MiR-132 regulates osteogenic differentiation via downregulating Sirtuin1 in a peroxisome proliferator-activated receptor ß/δ-dependent manner.

ABSTRACT

MicroRNAs (miRNAs) play significant roles in multiple diseases by regulating the expression of their target genes. Type 2 diabetes mellitus (T2DM) is a chronic endocrine and metabolic disease with complex mechanisms. T2DM can result in diabetic osteoporosis (DO), which is characterized by bone loss, decreased bone mineral density and increased bone fractures. The promotion of osteogenic differentiation of osteoblasts is an effective way to treat osteoporosis. In the present study, high glucose (HG) and free fatty acids (FFA) were employed to mimic T2DM in MC3T3-E1 cells. To induce osteogenic differentiation, MC3T3-E1 cells were cultured in osteogenic medium. The results showed that osteogenic differentiation was significantly suppressed by HG and FFA. We found that miR-132 expression was significantly upregulated and much higher in HG-FFA-induced cells than other selected miRNAs, indicating that miR-132 might play an important role in DO. Furthermore, overexpression of miR-132 markedly inhibited the expression of key markers of osteogenic differentiation and alkaline phosphatase (ALP) activity.
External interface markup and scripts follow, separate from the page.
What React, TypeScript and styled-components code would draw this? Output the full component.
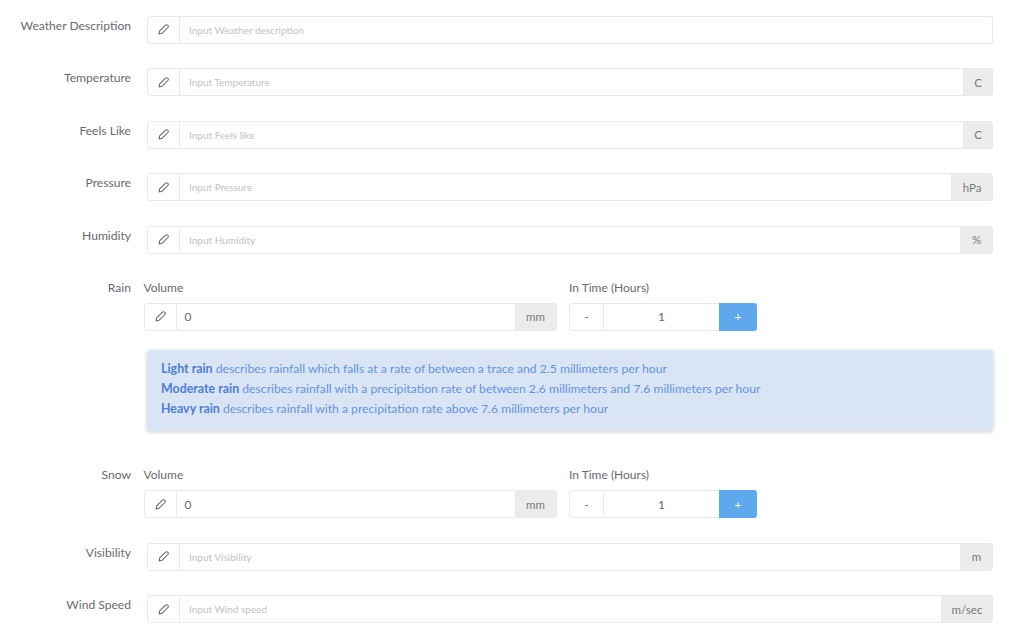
import React from "react";
import styled, { createGlobalStyle } from "styled-components";

const Global = createGlobalStyle`
  html, body { margin: 0; padding: 0; background: #fff; }
  body { font-family: "Lato", "Noto Sans", sans-serif; color: #5c6066; overflow: hidden; }
`;

const Page = styled.div`
  width: 1024px;
  height: 643px;
  padding: 15.75px 31px 0 0;
  box-sizing: border-box;
  display: flex;
  flex-direction: column;
  & > * { flex: none; }
`;

const Row = styled.div<{ $gap?: number }>`
  display: grid;
  grid-template-columns: 131px 1fr;
  column-gap: 16px;
  height: 28px;
  margin-bottom: ${(p) => p.$gap ?? 24.5}px;
`;

const Label = styled.div`
  text-align: right;
  font-size: 12.1px;
  line-height: 20px;
  color: #666a70;
`;

const Group = styled.div`
  display: flex;
  height: 28px;
  box-sizing: border-box;
`;

const IconBox = styled.div`
  width: 33px;
  flex: none;
  box-sizing: border-box;
  border: 1px solid #e4eaee;
  border-radius: 3px 0 0 3px;
  display: flex;
  align-items: center;
  justify-content: center;
`;

const Field = styled.div<{ $placeholder?: boolean; $open?: boolean }>`
  flex: 1;
  box-sizing: border-box;
  border: 1px solid #e4eaee;
  border-left: none;
  ${(p) => (p.$open ? "border-right: none;" : "border-radius: 0 3px 3px 0;")}
  padding-left: ${(p) => (p.$placeholder ? 9 : 8)}px;
  display: flex;
  align-items: center;
  font-size: ${(p) => (p.$placeholder ? 10 : 12)}px;
  color: ${(p) => (p.$placeholder ? "#bfc2c5" : "#666a70")};
`;

const Addon = styled.div<{ $width: number }>`
  flex: none;
  box-sizing: border-box;
  width: ${(p) => p.$width}px;
  background: #ececec;
  border: 1px solid #e6eaec;
  border-radius: 0 3px 3px 0;
  display: flex;
  align-items: center;
  justify-content: center;
  font-size: 11.5px;
  color: #74787c;
`;

const SplitRow = styled.div<{ $gap: number }>`
  display: grid;
  grid-template-columns: 131px 413px 188px;
  column-gap: 12.5px;
  margin-bottom: ${(p) => p.$gap}px;
`;

const Col = styled.div`
  display: flex;
  flex-direction: column;
  gap: 7.25px;
`;

const SubLabel = styled.div`
  font-size: 12px;
  line-height: 16px;
  color: #666a70;
`;

const SplitLabel = styled(Label)`
  line-height: 16px;
`;

const Stepper = styled.div`
  display: flex;
  height: 28px;
`;

const Minus = styled.div`
  width: 35px;
  box-sizing: border-box;
  border: 1px solid #e4eaee;
  border-radius: 3px 0 0 3px;
  display: flex;
  align-items: center;
  justify-content: center;
  font-size: 12px;
  color: #666a70;
`;

const Count = styled.div`
  flex: 1;
  box-sizing: border-box;
  border-top: 1px solid #e4eaee;
  border-bottom: 1px solid #e4eaee;
  display: flex;
  align-items: center;
  justify-content: center;
  font-size: 12px;
  color: #666a70;
`;

const Plus = styled.div`
  width: 38px;
  background: #5fa8ee;
  border-radius: 0 3px 3px 0;
  display: flex;
  align-items: center;
  justify-content: center;
  font-size: 12px;
  color: #fff;
`;

const Alert = styled.div`
  margin: 0 0 36.25px 147px;
  height: 81px;
  box-sizing: border-box;
  padding: 9px 14px;
  background: #d9e4f5;
  border-radius: 3px;
  box-shadow: 0 1px 4px rgba(0, 0, 0, 0.2);
  font-size: 12.18px;
  line-height: 20px;
  color: #6494e0;
  b { font-weight: 700; font-size: 12.4px; color: #4a7fd6; }
`;

const Pencil = () => (
  <svg width="11" height="11" viewBox="0 0 12 12" fill="none" stroke="#626669" strokeWidth="1.1" strokeLinejoin="round">
    <path d="M8.2 1.2a1.5 1.5 0 0 1 2.2 0l.4.4a1.5 1.5 0 0 1 0 2.2L4.4 10.2 1.2 10.8l.6-3.2z" />
  </svg>
);

const InputRow = ({ label, placeholder, unit, unitWidth, gap }: { label: string; placeholder: string; unit?: string; unitWidth?: number; gap?: number }) => (
  <Row $gap={gap}>
    <Label>{label}</Label>
    <Group>
      <IconBox><Pencil /></IconBox>
      <Field $placeholder $open={!!unit}>{placeholder}</Field>
      {unit && <Addon $width={unitWidth ?? 32}>{unit}</Addon>}
    </Group>
  </Row>
);

const Split = ({ label, gap }: { label: string; gap: number }) => (
  <SplitRow $gap={gap}>
    <SplitLabel>{label}</SplitLabel>
    <Col>
      <SubLabel>Volume</SubLabel>
      <Group>
        <IconBox><Pencil /></IconBox>
        <Field $open>0</Field>
        <Addon $width={42}>mm</Addon>
      </Group>
    </Col>
    <Col>
      <SubLabel>In Time (Hours)</SubLabel>
      <Stepper>
        <Minus>-</Minus>
        <Count>1</Count>
        <Plus>+</Plus>
      </Stepper>
    </Col>
  </SplitRow>
);

export default function App() {
  return (
    <Page>
      <Global />
      <InputRow label="Weather Description" placeholder="Input Weather description" />
      <InputRow label="Temperature" placeholder="Input Temperature" unit="C" unitWidth={30} />
      <InputRow label="Feels Like" placeholder="Input Feels like" unit="C" unitWidth={30} />
      <InputRow label="Pressure" placeholder="Input Pressure" unit="hPa" unitWidth={42} />
      <InputRow label="Humidity" placeholder="Input Humidity" unit="%" unitWidth={33} gap={25.75} />
      <Split label="Rain" gap={19} />
      <Alert>
        <div><b>Light rain</b> describes rainfall which falls at a rate of between a trace and 2.5 millimeters per hour</div>
        <div><b>Moderate rain</b> describes rainfall with a precipitation rate of between 2.6 millimeters and 7.6 millimeters per hour</div>
        <div><b>Heavy rain</b> describes rainfall with a precipitation rate above 7.6 millimeters per hour</div>
      </Alert>
      <Split label="Snow" gap={24.6} />
      <InputRow label="Visibility" placeholder="Input Visibility" unit="m" unitWidth={33} />
      <InputRow label="Wind Speed" placeholder="Input Wind speed" unit="m/sec" unitWidth={52} />
    </Page>
  );
}
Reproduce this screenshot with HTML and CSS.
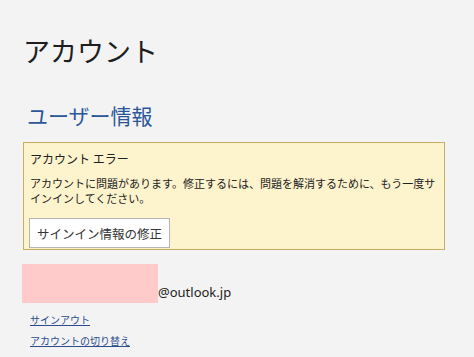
FILE: index.html
```html
<!DOCTYPE html>
<html lang="ja">
<head>
  <meta charset="UTF-8">
  <title>アカウント</title>
  <link rel="stylesheet" href="styles.css">
</head>
<body>
  <div class="page">
    <h1 class="title">アカウント</h1>
    <h2 class="section-title">ユーザー情報</h2>

    <div class="alert">
      <div class="alert-head">アカウント エラー</div>
      <p class="alert-text">アカウントに問題があります。修正するには、問題を解消するために、もう一度サ<br>インインしてください。</p>
      <button class="fix-btn">サインイン情報の修正</button>
    </div>

    <div class="account">
      <div class="masked"></div>
      <span class="mail">@outlook.jp</span>
    </div>

    <div class="links">
      <a href="#">サインアウト</a>
      <a href="#">アカウントの切り替え</a>
    </div>
  </div>
</body>
</html>
```

FILE: styles.css
```css
* {
  margin: 0;
  padding: 0;
  box-sizing: border-box;
}
body {
  background: #f3f3f3;
  color: #222;
  font-family: "Noto Sans CJK JP", "Noto Sans", sans-serif;
}
.page {
  padding: 35px 22px 0 22px;
}
.title {
  font-size: 27px;
  font-weight: 400;
  line-height: 32px;
  color: #1e1e1e;
  margin-left: 1px;
}
.section-title {
  font-size: 21px;
  font-weight: 400;
  line-height: 26px;
  color: #2b579a;
  margin-top: 35px;
  margin-left: 5px;
}
.alert {
  margin-top: 14px;
  margin-left: 1px;
  width: 422px;
  background: #fdf3cd;
  border: 1px solid #c9ad62;
  padding: 8px 0 1px 6px;
}
.alert-head {
  font-size: 12px;
  line-height: 16px;
  color: #222;
}
.alert-text {
  margin-top: 9px;
  font-size: 11px;
  line-height: 15px;
  white-space: nowrap;
  color: #222;
}
.fix-btn {
  display: block;
  margin-top: 12px;
  margin-left: -1px;
  height: 30px;
  padding: 0 7px;
  background: #fff;
  border: 1px solid #b4b4b4;
  font-family: "Noto Sans CJK JP", sans-serif;
  font-size: 12.5px;
  color: #333;
}
.account {
  display: flex;
  align-items: flex-end;
  margin-top: 14px;
}
.masked {
  width: 136px;
  height: 39px;
  background: #ffcaca;
}
.mail {
  font-family: "Noto Sans", sans-serif;
  font-size: 13px;
  line-height: 16px;
  padding-bottom: 3px;
  color: #222;
}
.links {
  display: flex;
  flex-direction: column;
  align-items: flex-start;
  margin-top: 6px;
  margin-left: 8px;
}
.links a {
  font-size: 10px;
  line-height: 21px;
  color: #2b4c8c;
  text-decoration: underline;
}
```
Reciprocally, inhibition of miR-132 restored osteogenic differentiation, even under treatment with HG-FFA. We also showed that Sirtuin 1 (Sirt1) was one of the target genes of miR-132, whose expression was controlled by miR-132. Ectopic expression of Sirt1 reversed the decrease in osteogenic differentiation caused by miR-132 and HG-FFA. These results demonstrated the direct role of miR-132 in suppressing osteogenic differentiation through downregulating Sirt1. Moreover, we demonstrated that peroxisome proliferator-activated receptor ß/δ (PPARß/δ) was a downstream molecule of Sirt1, and its knockout by PPARß/δ siRNA significantly abolished the promotive effects of Sirt1 on osteogenic differentiation, indicating that Sirt1 functioned in a PPARß/δ-dependent manner. Taken together, we provide crucial evidence that miR-132 plays a key role in regulating osteogenic differentiation through Sirt1 in a PPARß/δ-dependent manner, indicating that miR-132 and Sirt1-PPARß/δ may act as potential therapeutic targets for T2DM-induced osteoporosis.